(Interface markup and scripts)
================================

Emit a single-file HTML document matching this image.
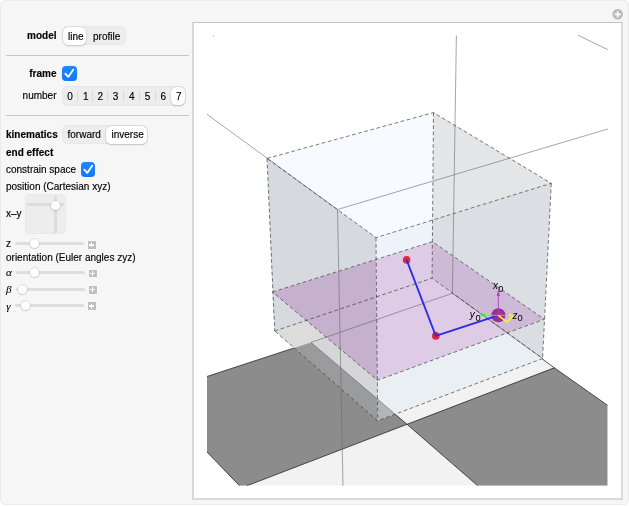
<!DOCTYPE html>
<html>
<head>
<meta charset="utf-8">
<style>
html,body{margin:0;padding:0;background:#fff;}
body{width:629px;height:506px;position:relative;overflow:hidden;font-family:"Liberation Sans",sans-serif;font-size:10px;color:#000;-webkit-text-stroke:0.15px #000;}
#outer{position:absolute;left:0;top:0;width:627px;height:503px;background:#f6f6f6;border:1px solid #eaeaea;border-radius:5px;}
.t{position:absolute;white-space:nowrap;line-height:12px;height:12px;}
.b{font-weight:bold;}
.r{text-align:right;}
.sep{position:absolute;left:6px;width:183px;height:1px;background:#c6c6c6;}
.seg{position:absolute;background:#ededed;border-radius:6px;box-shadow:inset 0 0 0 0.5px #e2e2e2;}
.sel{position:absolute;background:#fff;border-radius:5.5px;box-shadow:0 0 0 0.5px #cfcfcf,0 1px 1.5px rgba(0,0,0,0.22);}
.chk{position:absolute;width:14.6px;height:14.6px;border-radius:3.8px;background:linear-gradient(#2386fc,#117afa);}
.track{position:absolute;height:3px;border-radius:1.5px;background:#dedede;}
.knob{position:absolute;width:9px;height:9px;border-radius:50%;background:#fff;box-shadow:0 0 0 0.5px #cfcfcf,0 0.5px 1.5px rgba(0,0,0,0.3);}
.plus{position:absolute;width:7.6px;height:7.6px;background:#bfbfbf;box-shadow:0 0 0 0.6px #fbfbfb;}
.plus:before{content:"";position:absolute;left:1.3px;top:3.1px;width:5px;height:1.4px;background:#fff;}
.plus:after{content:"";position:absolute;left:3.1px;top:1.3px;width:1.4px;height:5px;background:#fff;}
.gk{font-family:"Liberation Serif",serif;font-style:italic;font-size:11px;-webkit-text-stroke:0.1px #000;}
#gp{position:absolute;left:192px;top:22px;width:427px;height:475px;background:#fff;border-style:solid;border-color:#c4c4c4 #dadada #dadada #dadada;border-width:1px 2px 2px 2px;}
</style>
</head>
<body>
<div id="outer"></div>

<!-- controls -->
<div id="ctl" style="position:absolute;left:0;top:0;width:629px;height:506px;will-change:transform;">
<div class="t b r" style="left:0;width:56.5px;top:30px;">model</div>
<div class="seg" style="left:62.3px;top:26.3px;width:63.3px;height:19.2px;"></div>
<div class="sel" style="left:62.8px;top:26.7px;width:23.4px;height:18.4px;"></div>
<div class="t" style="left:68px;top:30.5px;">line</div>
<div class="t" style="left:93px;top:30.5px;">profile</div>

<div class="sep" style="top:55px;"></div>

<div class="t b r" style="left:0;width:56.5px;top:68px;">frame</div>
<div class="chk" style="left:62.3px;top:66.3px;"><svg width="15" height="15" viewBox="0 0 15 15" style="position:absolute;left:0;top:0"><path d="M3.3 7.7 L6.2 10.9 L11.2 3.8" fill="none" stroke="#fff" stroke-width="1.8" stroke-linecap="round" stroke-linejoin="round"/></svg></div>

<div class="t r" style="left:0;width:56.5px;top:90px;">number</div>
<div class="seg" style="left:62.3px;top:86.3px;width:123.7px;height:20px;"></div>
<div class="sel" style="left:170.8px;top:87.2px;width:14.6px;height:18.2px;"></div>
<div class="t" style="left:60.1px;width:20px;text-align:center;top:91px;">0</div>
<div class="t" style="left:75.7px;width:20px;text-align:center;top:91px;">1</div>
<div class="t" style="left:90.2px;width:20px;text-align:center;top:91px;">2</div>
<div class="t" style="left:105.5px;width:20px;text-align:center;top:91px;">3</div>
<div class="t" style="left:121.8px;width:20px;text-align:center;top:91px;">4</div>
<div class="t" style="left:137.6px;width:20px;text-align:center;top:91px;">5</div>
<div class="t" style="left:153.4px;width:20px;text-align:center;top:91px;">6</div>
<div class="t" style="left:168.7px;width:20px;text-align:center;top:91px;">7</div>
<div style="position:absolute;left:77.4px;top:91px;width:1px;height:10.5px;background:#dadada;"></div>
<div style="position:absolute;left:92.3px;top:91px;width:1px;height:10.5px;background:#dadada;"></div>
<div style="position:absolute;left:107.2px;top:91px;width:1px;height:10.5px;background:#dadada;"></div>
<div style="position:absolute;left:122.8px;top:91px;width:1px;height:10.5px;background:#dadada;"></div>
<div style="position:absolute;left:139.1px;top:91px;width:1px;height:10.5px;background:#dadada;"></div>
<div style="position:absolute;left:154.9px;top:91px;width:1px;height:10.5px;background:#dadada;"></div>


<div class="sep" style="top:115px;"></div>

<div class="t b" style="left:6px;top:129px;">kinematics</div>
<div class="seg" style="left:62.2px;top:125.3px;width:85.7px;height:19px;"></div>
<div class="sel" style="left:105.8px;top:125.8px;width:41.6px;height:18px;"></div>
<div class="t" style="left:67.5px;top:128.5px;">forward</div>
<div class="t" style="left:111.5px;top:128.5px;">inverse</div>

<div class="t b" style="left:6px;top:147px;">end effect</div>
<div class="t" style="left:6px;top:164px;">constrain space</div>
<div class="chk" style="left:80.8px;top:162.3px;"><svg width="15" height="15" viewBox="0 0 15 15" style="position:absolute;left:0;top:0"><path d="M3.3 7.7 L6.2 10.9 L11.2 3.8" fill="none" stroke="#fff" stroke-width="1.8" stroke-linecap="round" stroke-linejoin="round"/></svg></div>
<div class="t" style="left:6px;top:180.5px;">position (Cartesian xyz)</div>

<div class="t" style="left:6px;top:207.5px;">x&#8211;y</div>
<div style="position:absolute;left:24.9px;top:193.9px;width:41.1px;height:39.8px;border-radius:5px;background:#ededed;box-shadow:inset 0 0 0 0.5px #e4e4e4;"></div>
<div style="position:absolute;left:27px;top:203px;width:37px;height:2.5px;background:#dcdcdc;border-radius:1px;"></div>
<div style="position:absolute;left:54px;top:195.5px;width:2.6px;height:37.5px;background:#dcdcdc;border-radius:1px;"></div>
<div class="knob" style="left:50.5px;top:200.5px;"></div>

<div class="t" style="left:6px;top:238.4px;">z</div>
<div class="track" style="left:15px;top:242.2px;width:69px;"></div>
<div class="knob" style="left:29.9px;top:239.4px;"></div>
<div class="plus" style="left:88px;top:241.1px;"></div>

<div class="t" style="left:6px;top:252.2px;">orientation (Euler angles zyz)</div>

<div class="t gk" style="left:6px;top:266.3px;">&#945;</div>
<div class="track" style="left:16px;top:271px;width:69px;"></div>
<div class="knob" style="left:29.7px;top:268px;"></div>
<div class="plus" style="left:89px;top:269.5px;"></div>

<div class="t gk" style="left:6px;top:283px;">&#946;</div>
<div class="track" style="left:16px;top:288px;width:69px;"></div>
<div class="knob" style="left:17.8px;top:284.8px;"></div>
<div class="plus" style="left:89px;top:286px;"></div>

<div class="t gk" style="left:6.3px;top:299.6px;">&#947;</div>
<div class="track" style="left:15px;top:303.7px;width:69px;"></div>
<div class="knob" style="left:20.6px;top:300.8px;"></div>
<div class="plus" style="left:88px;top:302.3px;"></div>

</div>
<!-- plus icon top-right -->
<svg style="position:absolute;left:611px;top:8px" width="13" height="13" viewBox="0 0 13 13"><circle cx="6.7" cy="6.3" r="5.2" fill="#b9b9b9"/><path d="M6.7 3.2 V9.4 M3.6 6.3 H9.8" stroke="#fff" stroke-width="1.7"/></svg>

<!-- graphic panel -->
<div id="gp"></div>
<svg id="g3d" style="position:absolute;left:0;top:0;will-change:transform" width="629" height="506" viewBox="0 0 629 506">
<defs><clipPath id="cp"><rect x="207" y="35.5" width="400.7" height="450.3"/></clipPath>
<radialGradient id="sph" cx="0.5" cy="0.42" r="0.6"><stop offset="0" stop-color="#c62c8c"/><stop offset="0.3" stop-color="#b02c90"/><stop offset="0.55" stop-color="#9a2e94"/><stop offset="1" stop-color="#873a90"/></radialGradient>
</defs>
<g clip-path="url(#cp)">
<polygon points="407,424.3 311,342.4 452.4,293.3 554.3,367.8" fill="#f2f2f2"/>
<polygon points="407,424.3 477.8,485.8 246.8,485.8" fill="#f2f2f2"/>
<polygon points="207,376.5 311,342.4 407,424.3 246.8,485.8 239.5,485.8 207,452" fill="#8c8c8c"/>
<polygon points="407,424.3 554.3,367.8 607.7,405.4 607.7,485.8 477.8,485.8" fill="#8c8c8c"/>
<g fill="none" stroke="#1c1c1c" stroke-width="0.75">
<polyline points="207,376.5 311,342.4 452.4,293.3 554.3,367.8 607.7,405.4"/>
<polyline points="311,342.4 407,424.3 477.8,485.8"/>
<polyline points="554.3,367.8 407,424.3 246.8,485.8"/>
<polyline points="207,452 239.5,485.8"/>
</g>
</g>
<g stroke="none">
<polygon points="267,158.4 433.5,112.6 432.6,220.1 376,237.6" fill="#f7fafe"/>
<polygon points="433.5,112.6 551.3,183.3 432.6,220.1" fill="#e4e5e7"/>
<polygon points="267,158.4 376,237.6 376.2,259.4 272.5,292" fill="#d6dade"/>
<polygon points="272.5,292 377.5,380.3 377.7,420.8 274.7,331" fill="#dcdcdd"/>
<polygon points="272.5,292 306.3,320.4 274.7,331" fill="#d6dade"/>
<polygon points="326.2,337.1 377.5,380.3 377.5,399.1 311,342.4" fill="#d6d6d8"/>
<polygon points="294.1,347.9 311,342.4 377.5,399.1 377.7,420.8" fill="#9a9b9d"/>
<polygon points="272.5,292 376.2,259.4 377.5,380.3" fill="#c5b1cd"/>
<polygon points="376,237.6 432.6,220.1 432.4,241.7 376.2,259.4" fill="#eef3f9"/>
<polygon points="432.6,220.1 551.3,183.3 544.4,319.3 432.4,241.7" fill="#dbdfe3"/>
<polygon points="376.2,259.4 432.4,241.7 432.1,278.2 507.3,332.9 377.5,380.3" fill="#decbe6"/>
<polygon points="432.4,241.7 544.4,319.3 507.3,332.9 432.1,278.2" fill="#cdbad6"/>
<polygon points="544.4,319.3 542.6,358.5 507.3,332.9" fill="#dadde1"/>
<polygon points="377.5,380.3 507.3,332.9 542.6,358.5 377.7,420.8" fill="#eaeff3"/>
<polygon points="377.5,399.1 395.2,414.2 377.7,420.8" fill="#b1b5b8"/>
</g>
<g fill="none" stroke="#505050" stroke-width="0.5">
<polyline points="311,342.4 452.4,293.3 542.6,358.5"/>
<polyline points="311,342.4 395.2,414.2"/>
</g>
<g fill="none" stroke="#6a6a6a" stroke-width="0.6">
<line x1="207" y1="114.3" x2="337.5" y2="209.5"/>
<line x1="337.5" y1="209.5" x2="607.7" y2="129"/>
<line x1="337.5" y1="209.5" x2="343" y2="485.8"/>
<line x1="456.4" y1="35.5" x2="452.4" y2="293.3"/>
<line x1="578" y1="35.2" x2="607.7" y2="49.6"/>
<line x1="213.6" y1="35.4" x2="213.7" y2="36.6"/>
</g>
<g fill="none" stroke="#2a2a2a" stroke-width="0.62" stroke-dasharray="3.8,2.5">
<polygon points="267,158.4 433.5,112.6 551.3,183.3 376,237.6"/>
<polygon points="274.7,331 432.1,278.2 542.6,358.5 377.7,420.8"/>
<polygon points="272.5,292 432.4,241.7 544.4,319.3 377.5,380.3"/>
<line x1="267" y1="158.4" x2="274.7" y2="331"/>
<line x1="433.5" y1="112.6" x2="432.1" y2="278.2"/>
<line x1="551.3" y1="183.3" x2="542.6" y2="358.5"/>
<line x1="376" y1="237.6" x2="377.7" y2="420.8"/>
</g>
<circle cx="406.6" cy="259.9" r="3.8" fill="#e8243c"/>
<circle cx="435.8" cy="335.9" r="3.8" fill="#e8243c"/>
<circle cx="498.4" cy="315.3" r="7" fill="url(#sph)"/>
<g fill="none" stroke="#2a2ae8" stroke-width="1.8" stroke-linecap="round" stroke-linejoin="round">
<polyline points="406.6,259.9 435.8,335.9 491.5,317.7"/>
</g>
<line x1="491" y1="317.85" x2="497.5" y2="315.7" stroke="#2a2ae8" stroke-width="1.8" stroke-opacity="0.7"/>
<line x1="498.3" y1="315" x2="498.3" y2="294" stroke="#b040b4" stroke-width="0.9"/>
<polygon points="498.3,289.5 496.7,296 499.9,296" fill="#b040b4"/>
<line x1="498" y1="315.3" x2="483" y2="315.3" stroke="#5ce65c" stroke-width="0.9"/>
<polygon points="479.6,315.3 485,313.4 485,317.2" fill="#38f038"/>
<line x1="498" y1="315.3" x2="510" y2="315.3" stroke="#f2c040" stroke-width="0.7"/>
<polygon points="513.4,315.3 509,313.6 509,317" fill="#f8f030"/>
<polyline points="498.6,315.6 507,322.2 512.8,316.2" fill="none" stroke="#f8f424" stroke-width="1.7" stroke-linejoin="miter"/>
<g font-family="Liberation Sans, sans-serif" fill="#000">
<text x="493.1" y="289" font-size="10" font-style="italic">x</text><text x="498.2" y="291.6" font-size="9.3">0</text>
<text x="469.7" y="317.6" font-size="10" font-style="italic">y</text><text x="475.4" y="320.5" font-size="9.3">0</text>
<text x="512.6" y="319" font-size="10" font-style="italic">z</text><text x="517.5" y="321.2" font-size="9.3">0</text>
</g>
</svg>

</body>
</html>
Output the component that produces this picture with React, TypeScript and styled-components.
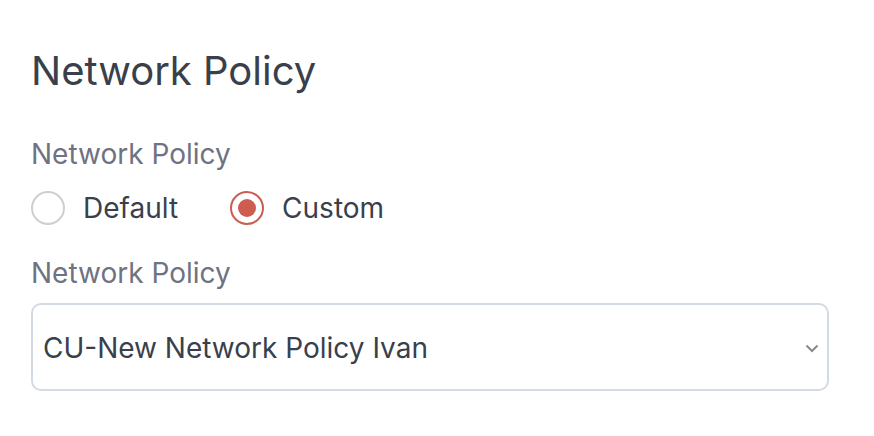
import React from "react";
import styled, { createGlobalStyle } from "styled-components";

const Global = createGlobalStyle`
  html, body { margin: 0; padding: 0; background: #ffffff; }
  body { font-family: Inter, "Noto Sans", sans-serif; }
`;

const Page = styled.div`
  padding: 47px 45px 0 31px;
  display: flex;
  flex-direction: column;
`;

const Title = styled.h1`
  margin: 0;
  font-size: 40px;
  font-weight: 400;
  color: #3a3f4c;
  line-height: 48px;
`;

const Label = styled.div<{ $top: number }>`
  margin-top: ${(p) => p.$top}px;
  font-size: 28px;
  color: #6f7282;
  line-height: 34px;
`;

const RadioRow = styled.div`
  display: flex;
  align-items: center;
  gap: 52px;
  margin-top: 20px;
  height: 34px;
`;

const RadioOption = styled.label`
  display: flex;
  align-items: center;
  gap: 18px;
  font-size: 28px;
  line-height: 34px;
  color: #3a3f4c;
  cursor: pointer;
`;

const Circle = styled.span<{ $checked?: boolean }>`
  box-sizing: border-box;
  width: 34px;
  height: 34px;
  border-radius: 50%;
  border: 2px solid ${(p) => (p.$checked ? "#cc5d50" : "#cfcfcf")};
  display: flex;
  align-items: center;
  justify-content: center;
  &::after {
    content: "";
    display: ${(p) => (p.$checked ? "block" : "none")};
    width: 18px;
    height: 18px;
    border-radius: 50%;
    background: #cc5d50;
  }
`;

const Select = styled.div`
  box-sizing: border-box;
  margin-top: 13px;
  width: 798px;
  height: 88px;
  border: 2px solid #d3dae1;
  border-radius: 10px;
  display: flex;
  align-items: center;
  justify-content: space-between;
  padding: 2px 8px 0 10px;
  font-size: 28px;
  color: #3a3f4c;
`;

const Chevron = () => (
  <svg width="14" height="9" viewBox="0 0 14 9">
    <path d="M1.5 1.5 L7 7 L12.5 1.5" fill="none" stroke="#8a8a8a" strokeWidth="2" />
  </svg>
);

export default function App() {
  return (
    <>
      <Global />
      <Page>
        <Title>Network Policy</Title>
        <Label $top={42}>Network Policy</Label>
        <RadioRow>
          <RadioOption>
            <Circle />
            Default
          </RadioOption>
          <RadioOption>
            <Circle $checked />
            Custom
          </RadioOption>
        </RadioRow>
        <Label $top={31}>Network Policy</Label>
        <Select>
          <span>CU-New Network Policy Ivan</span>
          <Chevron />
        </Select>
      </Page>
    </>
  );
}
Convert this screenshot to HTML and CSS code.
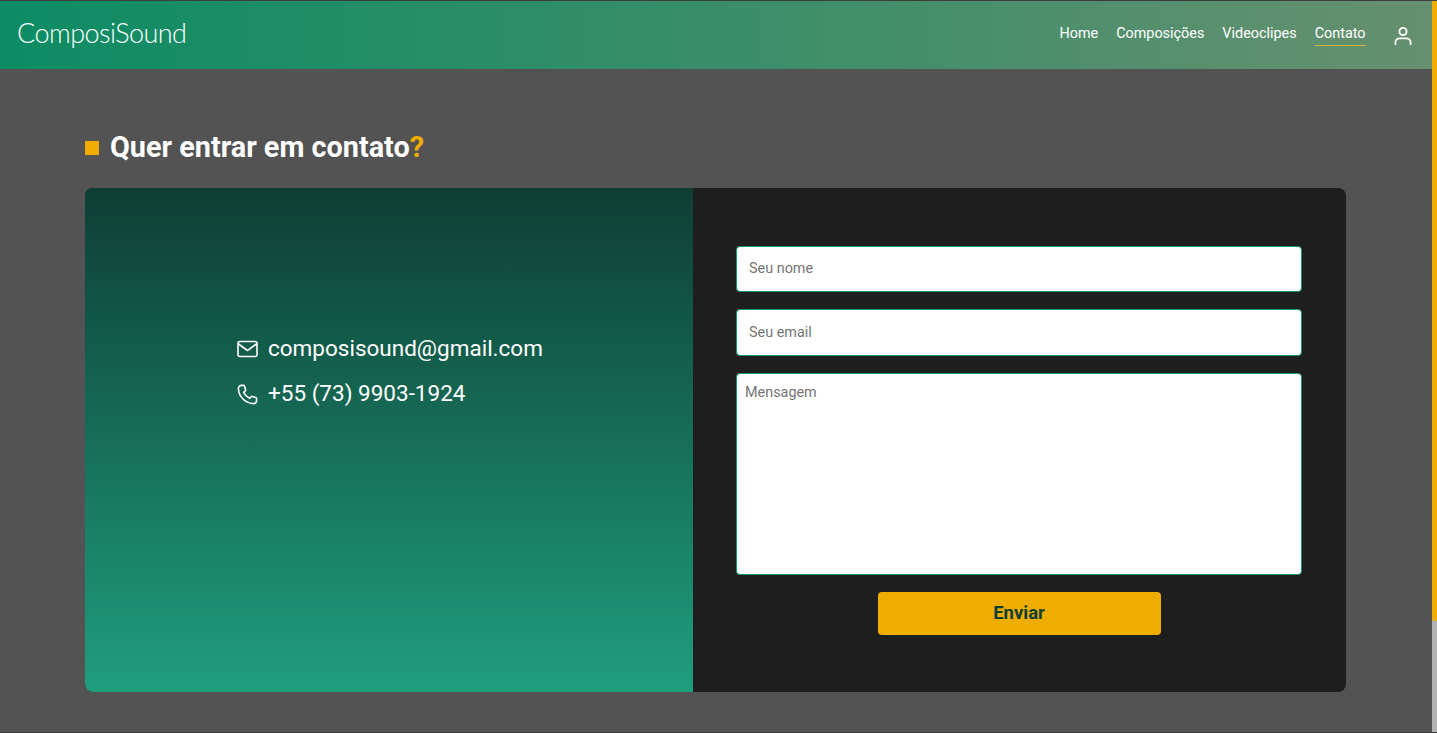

================================

THE EXERCISE> Tell how many lines of the material above hold "components", answering with a bare number.

CORRECT RESPONSE> 2